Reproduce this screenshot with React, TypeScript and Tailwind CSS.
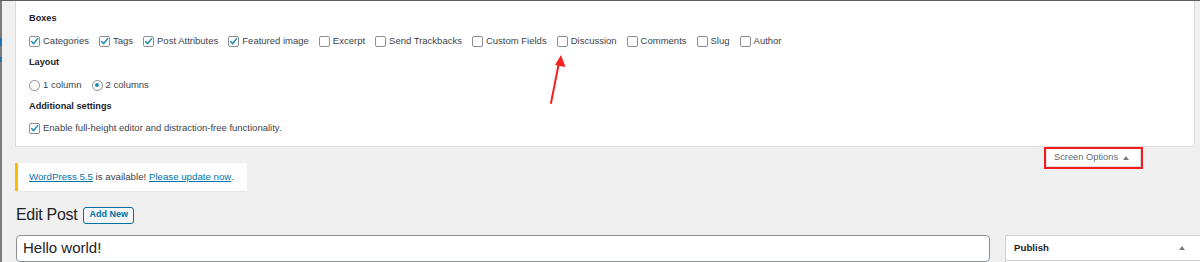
import React from "react";

const boxes: [string, boolean][] = [
  ["Categories", true],
  ["Tags", true],
  ["Post Attributes", true],
  ["Featured image", true],
  ["Excerpt", false],
  ["Send Trackbacks", false],
  ["Custom Fields", false],
  ["Discussion", false],
  ["Comments", false],
  ["Slug", false],
  ["Author", false],
];

function Check({ checked }: { checked: boolean }) {
  return (
    <span className="relative inline-flex h-[11px] w-[11px] shrink-0 items-center justify-center rounded-[2px] border border-[#8c8f94] bg-white">
      {checked && (
        <svg width="11" height="11" viewBox="0 0 11 11" className="absolute left-[-1px] top-[-1px]">
          <path d="M2.6 5.6 L4.6 7.8 L8.6 2.6" fill="none" stroke="#1e8cbe" strokeWidth="1.5" strokeLinecap="round" strokeLinejoin="round" />
        </svg>
      )}
    </span>
  );
}

function Radio({ checked }: { checked: boolean }) {
  return (
    <span className="inline-flex h-[11px] w-[11px] shrink-0 items-center justify-center rounded-full border border-[#8c8f94] bg-white">
      {checked && <span className="h-[4px] w-[4px] rounded-full bg-[#1e8cbe]" />}
    </span>
  );
}

function Item({ label, checked, radio }: { label: string; checked: boolean; radio?: boolean }) {
  return (
    <span className="flex items-center gap-[3px]">
      {radio ? <Radio checked={checked} /> : <Check checked={checked} />}
      <span>{label}</span>
    </span>
  );
}

export default function App() {
  return (
    <div className="relative flex h-[262px] w-[1200px] overflow-hidden border-t border-[#5d5d5d] bg-[#f0f0f1] font-['Liberation_Sans',Arial,sans-serif] text-[9.5px] text-[#3c434a]">
      {/* left frame edge */}
      <div className="relative w-[2px] shrink-0 bg-[#7a7a7a]">
        <div className="absolute left-0 top-[37px] h-[8px] w-[2px] bg-[#2271b1]" />
        <div className="absolute left-0 top-[56px] h-[5px] w-[2px] bg-[#2271b1]" />
      </div>

      <div className="flex flex-1 flex-col pl-[13px]">
        {/* screen options panel */}
        <div className="relative w-[1180px] shrink-0">
          <div className="flex flex-col border-x border-b border-[#dcdcde] bg-white pb-[8px] pl-[13px] pt-[7px]">
            <div className="flex h-[22px] items-center text-[9.2px] font-bold text-[#1d2327]">Boxes</div>
            <div className="flex h-[22px] items-center gap-[10px]">
              {boxes.map(([l, c]) => (
                <Item key={l} label={l} checked={c} />
              ))}
            </div>
            <div className="flex h-[22px] items-center text-[9.2px] font-bold text-[#1d2327]">Layout</div>
            <div className="flex h-[22px] items-center gap-[10px]">
              <Item label="1 column" checked={false} radio />
              <Item label="2 columns" checked={true} radio />
            </div>
            <div className="flex h-[22px] items-center text-[9.2px] font-bold text-[#1d2327]">Additional settings</div>
            <div className="flex h-[20px] items-center">
              <Item label="Enable full-height editor and distraction-free functionality." checked={true} />
            </div>
          </div>

          {/* Screen Options tab */}
          <div className="absolute left-[1029px] top-full z-10 h-[22px] w-[99px] border-2 border-[#f41c1c]">
            <div className="flex h-[18px] items-center justify-center gap-[5px] border-x border-b border-[#dcdcde] bg-white pr-[4px] text-[9.3px] text-[#646970]">
              <span>Screen Options</span>
              <svg width="6" height="4" viewBox="0 0 6 4">
                <path d="M0 4 L3 0 L6 4 Z" fill="#787c82" />
              </svg>
            </div>
          </div>
        </div>

        {/* update notice */}
        <div className="mt-[16px] flex h-[28px] w-[232px] shrink-0 items-center border-l-[3px] border-[#ffb900] bg-white pl-[11px] text-[9.7px] shadow-[0_1px_1px_rgba(0,0,0,0.04)]">
          <a className="text-[#0073aa] underline">WordPress 5.5</a>
          <span>&nbsp;is available!&nbsp;</span>
          <a className="text-[#0073aa] underline">Please update now</a>
          <span>.</span>
        </div>

        {/* heading */}
        <div className="mt-[15px] flex h-[18px] shrink-0 items-center pl-[1px]">
          <h1 className="text-[16px] font-normal tracking-[-0.3px] text-[#1d2327]">Edit Post</h1>
          <span className="ml-[6px] flex h-[17px] w-[51px] items-center justify-center rounded-[3px] border border-[#0071a1] bg-[#f3f5f6] text-[9px] font-bold text-[#0071a1]">
            Add New
          </span>
        </div>

        {/* title + publish */}
        <div className="mt-[11px] flex shrink-0 items-start pl-[1px]">
          <div className="flex h-[27px] w-[974px] items-center rounded-[4px] border border-[#8c8f94] bg-white pl-[6px] text-[15px] text-[#1d2327]">
            Hello world!
          </div>
          <div className="ml-[15px] w-[210px] shrink-0 border border-[#ccd0d4] bg-white">
            <div className="flex h-[25px] items-center justify-between border-b border-[#ccd0d4] pl-[8px] pr-[29px] text-[9.7px] font-bold text-[#1d2327]">
              <span>Publish</span>
              <svg width="6" height="4" viewBox="0 0 6 4">
                <path d="M0 4 L3 0 L6 4 Z" fill="#787c82" />
              </svg>
            </div>
            <div className="h-[20px]" />
          </div>
        </div>
      </div>

      {/* red arrow annotation */}
      <svg className="pointer-events-none absolute left-0 top-0" width="1200" height="262" viewBox="0 0 1200 262">
        <line x1="551" y1="102" x2="558.5" y2="64" stroke="#f52020" strokeWidth="2" strokeLinecap="round" />
        <path d="M561 54 L565.5 66 L555 64 Z" fill="#f52020" />
      </svg>
    </div>
  );
}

──────────

Problem details
Transcribe the full listing character for character. Pictures are excluded.

Task answer
Reproduce this screenshot with React, TypeScript and Tailwind CSS.
import React from "react";

const boxes: [string, boolean][] = [
  ["Categories", true],
  ["Tags", true],
  ["Post Attributes", true],
  ["Featured image", true],
  ["Excerpt", false],
  ["Send Trackbacks", false],
  ["Custom Fields", false],
  ["Discussion", false],
  ["Comments", false],
  ["Slug", false],
  ["Author", false],
];

function Check({ checked }: { checked: boolean }) {
  return (
    <span className="relative inline-flex h-[11px] w-[11px] shrink-0 items-center justify-center rounded-[2px] border border-[#8c8f94] bg-white">
      {checked && (
        <svg width="11" height="11" viewBox="0 0 11 11" className="absolute left-[-1px] top-[-1px]">
          <path d="M2.6 5.6 L4.6 7.8 L8.6 2.6" fill="none" stroke="#1e8cbe" strokeWidth="1.5" strokeLinecap="round" strokeLinejoin="round" />
        </svg>
      )}
    </span>
  );
}

function Radio({ checked }: { checked: boolean }) {
  return (
    <span className="inline-flex h-[11px] w-[11px] shrink-0 items-center justify-center rounded-full border border-[#8c8f94] bg-white">
      {checked && <span className="h-[4px] w-[4px] rounded-full bg-[#1e8cbe]" />}
    </span>
  );
}

function Item({ label, checked, radio }: { label: string; checked: boolean; radio?: boolean }) {
  return (
    <span className="flex items-center gap-[3px]">
      {radio ? <Radio checked={checked} /> : <Check checked={checked} />}
      <span>{label}</span>
    </span>
  );
}

export default function App() {
  return (
    <div className="relative flex h-[262px] w-[1200px] overflow-hidden border-t border-[#5d5d5d] bg-[#f0f0f1] font-['Liberation_Sans',Arial,sans-serif] text-[9.5px] text-[#3c434a]">
      {/* left frame edge */}
      <div className="relative w-[2px] shrink-0 bg-[#7a7a7a]">
        <div className="absolute left-0 top-[37px] h-[8px] w-[2px] bg-[#2271b1]" />
        <div className="absolute left-0 top-[56px] h-[5px] w-[2px] bg-[#2271b1]" />
      </div>

      <div className="flex flex-1 flex-col pl-[13px]">
        {/* screen options panel */}
        <div className="relative w-[1180px] shrink-0">
          <div className="flex flex-col border-x border-b border-[#dcdcde] bg-white pb-[8px] pl-[13px] pt-[7px]">
            <div className="flex h-[22px] items-center text-[9.2px] font-bold text-[#1d2327]">Boxes</div>
            <div className="flex h-[22px] items-center gap-[10px]">
              {boxes.map(([l, c]) => (
                <Item key={l} label={l} checked={c} />
              ))}
            </div>
            <div className="flex h-[22px] items-center text-[9.2px] font-bold text-[#1d2327]">Layout</div>
            <div className="flex h-[22px] items-center gap-[10px]">
              <Item label="1 column" checked={false} radio />
              <Item label="2 columns" checked={true} radio />
            </div>
            <div className="flex h-[22px] items-center text-[9.2px] font-bold text-[#1d2327]">Additional settings</div>
            <div className="flex h-[20px] items-center">
              <Item label="Enable full-height editor and distraction-free functionality." checked={true} />
            </div>
          </div>

          {/* Screen Options tab */}
          <div className="absolute left-[1029px] top-full z-10 h-[22px] w-[99px] border-2 border-[#f41c1c]">
            <div className="flex h-[18px] items-center justify-center gap-[5px] border-x border-b border-[#dcdcde] bg-white pr-[4px] text-[9.3px] text-[#646970]">
              <span>Screen Options</span>
              <svg width="6" height="4" viewBox="0 0 6 4">
                <path d="M0 4 L3 0 L6 4 Z" fill="#787c82" />
              </svg>
            </div>
          </div>
        </div>

        {/* update notice */}
        <div className="mt-[16px] flex h-[28px] w-[232px] shrink-0 items-center border-l-[3px] border-[#ffb900] bg-white pl-[11px] text-[9.7px] shadow-[0_1px_1px_rgba(0,0,0,0.04)]">
          <a className="text-[#0073aa] underline">WordPress 5.5</a>
          <span>&nbsp;is available!&nbsp;</span>
          <a className="text-[#0073aa] underline">Please update now</a>
          <span>.</span>
        </div>

        {/* heading */}
        <div className="mt-[15px] flex h-[18px] shrink-0 items-center pl-[1px]">
          <h1 className="text-[16px] font-normal tracking-[-0.3px] text-[#1d2327]">Edit Post</h1>
          <span className="ml-[6px] flex h-[17px] w-[51px] items-center justify-center rounded-[3px] border border-[#0071a1] bg-[#f3f5f6] text-[9px] font-bold text-[#0071a1]">
            Add New
          </span>
        </div>

        {/* title + publish */}
        <div className="mt-[11px] flex shrink-0 items-start pl-[1px]">
          <div className="flex h-[27px] w-[974px] items-center rounded-[4px] border border-[#8c8f94] bg-white pl-[6px] text-[15px] text-[#1d2327]">
            Hello world!
          </div>
          <div className="ml-[15px] w-[210px] shrink-0 border border-[#ccd0d4] bg-white">
            <div className="flex h-[25px] items-center justify-between border-b border-[#ccd0d4] pl-[8px] pr-[29px] text-[9.7px] font-bold text-[#1d2327]">
              <span>Publish</span>
              <svg width="6" height="4" viewBox="0 0 6 4">
                <path d="M0 4 L3 0 L6 4 Z" fill="#787c82" />
              </svg>
            </div>
            <div className="h-[20px]" />
          </div>
        </div>
      </div>

      {/* red arrow annotation */}
      <svg className="pointer-events-none absolute left-0 top-0" width="1200" height="262" viewBox="0 0 1200 262">
        <line x1="551" y1="102" x2="558.5" y2="64" stroke="#f52020" strokeWidth="2" strokeLinecap="round" />
        <path d="M561 54 L565.5 66 L555 64 Z" fill="#f52020" />
      </svg>
    </div>
  );
}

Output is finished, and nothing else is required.